- Source records:
----------------
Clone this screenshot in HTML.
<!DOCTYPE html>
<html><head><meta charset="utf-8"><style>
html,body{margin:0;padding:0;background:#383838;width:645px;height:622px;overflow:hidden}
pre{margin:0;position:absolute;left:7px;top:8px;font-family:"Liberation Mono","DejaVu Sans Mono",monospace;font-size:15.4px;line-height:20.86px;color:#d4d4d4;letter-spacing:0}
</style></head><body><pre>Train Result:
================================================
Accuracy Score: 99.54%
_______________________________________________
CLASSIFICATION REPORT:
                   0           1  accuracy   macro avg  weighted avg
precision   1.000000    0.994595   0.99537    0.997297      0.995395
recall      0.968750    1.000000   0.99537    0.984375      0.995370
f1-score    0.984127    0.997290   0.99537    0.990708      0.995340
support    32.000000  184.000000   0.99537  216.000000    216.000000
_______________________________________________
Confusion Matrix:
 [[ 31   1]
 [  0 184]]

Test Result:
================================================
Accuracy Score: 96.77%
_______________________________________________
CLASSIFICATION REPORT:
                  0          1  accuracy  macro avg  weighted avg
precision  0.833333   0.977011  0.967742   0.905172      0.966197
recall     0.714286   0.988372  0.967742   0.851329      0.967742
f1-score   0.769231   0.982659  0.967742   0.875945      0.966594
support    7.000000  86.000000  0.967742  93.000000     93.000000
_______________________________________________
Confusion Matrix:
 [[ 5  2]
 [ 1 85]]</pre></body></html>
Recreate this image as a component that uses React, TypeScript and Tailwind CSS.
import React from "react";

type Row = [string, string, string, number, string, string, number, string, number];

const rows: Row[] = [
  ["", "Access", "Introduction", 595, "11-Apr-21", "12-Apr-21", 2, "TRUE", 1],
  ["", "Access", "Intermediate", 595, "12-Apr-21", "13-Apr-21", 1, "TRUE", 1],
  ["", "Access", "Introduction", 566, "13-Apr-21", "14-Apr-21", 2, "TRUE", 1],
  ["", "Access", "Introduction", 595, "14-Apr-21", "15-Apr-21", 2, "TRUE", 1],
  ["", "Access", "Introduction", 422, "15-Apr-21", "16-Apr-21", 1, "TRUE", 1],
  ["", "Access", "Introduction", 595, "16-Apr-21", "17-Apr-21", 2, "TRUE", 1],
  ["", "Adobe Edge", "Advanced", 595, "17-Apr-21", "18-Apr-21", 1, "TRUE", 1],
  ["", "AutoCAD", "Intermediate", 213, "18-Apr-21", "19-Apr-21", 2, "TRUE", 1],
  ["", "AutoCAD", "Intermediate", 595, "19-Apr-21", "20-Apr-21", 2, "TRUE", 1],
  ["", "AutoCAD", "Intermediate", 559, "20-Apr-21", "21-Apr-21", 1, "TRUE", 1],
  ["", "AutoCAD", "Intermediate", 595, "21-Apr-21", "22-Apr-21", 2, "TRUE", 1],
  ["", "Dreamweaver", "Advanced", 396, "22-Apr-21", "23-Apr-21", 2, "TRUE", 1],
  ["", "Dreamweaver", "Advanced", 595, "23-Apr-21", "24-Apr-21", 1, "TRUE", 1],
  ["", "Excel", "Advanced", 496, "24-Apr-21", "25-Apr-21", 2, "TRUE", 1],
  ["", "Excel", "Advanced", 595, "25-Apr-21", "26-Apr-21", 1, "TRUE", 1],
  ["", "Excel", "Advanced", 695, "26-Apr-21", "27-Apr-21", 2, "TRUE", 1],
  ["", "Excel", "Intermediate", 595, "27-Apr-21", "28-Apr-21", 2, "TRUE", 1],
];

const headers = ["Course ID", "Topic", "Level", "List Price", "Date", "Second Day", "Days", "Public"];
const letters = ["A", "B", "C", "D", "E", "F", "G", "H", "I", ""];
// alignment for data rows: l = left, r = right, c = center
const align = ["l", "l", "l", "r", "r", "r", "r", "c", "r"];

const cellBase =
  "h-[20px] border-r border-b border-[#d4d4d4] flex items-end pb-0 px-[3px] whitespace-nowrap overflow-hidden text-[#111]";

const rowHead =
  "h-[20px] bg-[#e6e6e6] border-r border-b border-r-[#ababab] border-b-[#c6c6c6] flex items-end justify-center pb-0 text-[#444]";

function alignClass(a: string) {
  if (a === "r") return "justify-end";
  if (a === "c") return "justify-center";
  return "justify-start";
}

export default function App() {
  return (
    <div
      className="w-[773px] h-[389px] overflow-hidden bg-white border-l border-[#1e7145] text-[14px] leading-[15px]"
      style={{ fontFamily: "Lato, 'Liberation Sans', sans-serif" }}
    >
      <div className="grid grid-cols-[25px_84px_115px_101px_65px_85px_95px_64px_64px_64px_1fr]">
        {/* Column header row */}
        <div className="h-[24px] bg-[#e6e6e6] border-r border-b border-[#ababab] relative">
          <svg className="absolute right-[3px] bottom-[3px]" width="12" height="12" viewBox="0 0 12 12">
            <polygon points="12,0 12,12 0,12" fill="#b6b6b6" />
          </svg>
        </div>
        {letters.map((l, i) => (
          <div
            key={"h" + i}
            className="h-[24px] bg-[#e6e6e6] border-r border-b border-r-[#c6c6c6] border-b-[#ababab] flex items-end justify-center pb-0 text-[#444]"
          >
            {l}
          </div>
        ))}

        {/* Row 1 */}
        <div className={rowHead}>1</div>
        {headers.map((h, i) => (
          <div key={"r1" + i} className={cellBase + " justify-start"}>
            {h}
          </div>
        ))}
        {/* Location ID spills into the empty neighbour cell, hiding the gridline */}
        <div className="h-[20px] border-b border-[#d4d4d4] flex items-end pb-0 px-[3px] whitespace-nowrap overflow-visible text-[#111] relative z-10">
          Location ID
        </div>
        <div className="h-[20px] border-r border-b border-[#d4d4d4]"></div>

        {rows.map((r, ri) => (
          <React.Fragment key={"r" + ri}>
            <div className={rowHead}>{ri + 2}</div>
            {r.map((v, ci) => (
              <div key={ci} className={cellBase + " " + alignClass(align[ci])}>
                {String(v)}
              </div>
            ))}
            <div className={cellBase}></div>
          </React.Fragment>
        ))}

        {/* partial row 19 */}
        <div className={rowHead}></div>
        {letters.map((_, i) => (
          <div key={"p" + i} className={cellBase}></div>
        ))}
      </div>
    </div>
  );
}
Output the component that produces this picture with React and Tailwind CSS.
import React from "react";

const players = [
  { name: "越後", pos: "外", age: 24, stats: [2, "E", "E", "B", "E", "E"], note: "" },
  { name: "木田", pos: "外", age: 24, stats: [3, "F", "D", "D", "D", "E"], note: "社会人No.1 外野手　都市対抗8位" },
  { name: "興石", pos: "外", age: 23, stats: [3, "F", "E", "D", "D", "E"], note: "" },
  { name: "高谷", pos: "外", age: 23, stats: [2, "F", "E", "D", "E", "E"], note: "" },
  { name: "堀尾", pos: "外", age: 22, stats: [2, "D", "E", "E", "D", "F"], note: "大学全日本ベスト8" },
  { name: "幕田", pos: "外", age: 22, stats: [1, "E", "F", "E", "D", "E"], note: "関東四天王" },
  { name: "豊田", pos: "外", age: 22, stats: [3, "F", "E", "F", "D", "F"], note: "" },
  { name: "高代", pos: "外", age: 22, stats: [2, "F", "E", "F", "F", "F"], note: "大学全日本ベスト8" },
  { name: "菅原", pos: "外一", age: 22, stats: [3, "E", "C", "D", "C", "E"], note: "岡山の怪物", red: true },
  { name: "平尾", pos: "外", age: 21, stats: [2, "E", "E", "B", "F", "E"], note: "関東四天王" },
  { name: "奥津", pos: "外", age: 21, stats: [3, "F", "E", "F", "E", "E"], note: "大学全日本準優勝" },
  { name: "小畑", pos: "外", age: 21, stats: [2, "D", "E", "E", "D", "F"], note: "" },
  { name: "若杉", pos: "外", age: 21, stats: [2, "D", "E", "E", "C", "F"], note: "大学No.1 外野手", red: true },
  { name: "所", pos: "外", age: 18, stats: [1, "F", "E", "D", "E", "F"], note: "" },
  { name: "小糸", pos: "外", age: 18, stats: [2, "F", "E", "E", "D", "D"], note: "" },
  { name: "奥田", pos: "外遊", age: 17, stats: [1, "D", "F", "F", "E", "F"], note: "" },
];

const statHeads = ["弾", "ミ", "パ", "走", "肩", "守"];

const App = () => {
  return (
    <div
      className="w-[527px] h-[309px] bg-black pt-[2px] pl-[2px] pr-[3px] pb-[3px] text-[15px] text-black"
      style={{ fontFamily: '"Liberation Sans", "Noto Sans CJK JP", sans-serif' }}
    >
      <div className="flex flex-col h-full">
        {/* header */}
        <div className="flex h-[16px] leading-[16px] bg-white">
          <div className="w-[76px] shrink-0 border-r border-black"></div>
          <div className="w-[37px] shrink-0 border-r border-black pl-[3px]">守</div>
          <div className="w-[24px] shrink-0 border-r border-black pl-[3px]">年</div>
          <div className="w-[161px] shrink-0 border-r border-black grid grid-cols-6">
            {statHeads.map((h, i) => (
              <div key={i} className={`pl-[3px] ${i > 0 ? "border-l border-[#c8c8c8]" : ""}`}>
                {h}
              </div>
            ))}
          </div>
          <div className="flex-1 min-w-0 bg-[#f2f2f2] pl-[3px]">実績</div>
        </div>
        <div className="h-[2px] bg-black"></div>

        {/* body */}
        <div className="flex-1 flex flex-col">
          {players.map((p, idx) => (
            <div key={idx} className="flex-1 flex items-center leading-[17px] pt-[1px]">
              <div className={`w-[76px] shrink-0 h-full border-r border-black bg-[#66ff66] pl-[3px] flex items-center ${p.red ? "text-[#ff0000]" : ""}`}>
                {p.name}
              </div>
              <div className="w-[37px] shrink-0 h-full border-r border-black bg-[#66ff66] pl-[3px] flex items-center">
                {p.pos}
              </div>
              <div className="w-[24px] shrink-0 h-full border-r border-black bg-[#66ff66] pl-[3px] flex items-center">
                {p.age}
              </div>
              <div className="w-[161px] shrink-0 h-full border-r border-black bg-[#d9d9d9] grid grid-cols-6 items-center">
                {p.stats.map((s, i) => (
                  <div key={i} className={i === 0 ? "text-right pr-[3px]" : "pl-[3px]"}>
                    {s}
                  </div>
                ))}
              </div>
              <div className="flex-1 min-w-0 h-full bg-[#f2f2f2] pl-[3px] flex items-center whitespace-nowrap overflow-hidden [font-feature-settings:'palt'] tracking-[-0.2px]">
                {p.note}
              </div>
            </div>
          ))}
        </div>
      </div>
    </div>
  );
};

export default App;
----------------
From the entries above, extract only the lines running from the one containing "Recreate this image" through the one containing "number, string, number];", inclusive.

Recreate this image as a component that uses React, TypeScript and Tailwind CSS.
import React from "react";

type Row = [string, string, string, number, string, string, number, string, number];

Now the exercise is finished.